Furthermore, the Section 179 deduction is limited by the taxpayer’s aggregate net income derived from all active trades or businesses. If the rental activity is deemed passive, or if the taxpayer has insufficient business income, the deduction cannot be fully utilized in the current year. This limitation makes Bonus Depreciation a more straightforward and often preferable option for many passive rental investors.
Properly reporting the depreciation and the Investment Tax Credit requires the use of specific IRS forms. These forms must be filed in the tax year the solar system is placed in service. This procedural accuracy is mandatory for the taxpayer to realize the benefits described.
The Investment Tax Credit (ITC) is calculated and claimed using IRS Form 3468, Investment Credit. This form is used to determine the exact amount of the 30% credit based on the qualified investment cost. The calculated credit amount from Form 3468 is then carried over to the taxpayer’s main Form 1040, U.S. Individual Income Tax Return, to directly reduce the tax liability.
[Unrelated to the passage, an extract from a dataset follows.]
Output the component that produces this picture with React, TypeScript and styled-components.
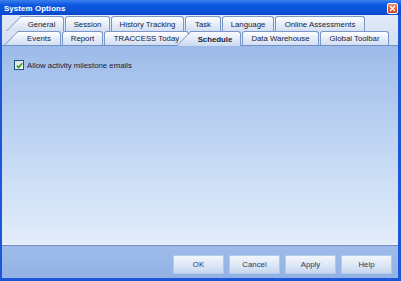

The depreciation deduction, whether calculated using MACRS, Bonus Depreciation, or Section 179, must be reported on IRS Form 4562, Depreciation and Amortization. This form tracks the asset’s cost, the method used (e.g., 5-year MACRS, 80% Bonus), and the resulting annual deduction amount. The basis reduction due to the ITC is implicitly accounted for by entering the adjusted basis on this form.
The final depreciation deduction calculated on Form 4562 is then transferred to Schedule E, Supplemental Income and Loss. Schedule E is the specific form used by taxpayers to report income and expenses from rental real estate activities. The depreciation deduction reduces the net rental income reported on Schedule E, which in turn reduces the taxpayer’s overall taxable income.
It is crucial that the solar system is claimed in the year it is first placed in service. This is the year it is ready and available for its intended use, regardless of when the purchase was finalized. Accurate and timely reporting on these forms ensures the full and immediate realization of the substantial tax benefits associated with the solar installation.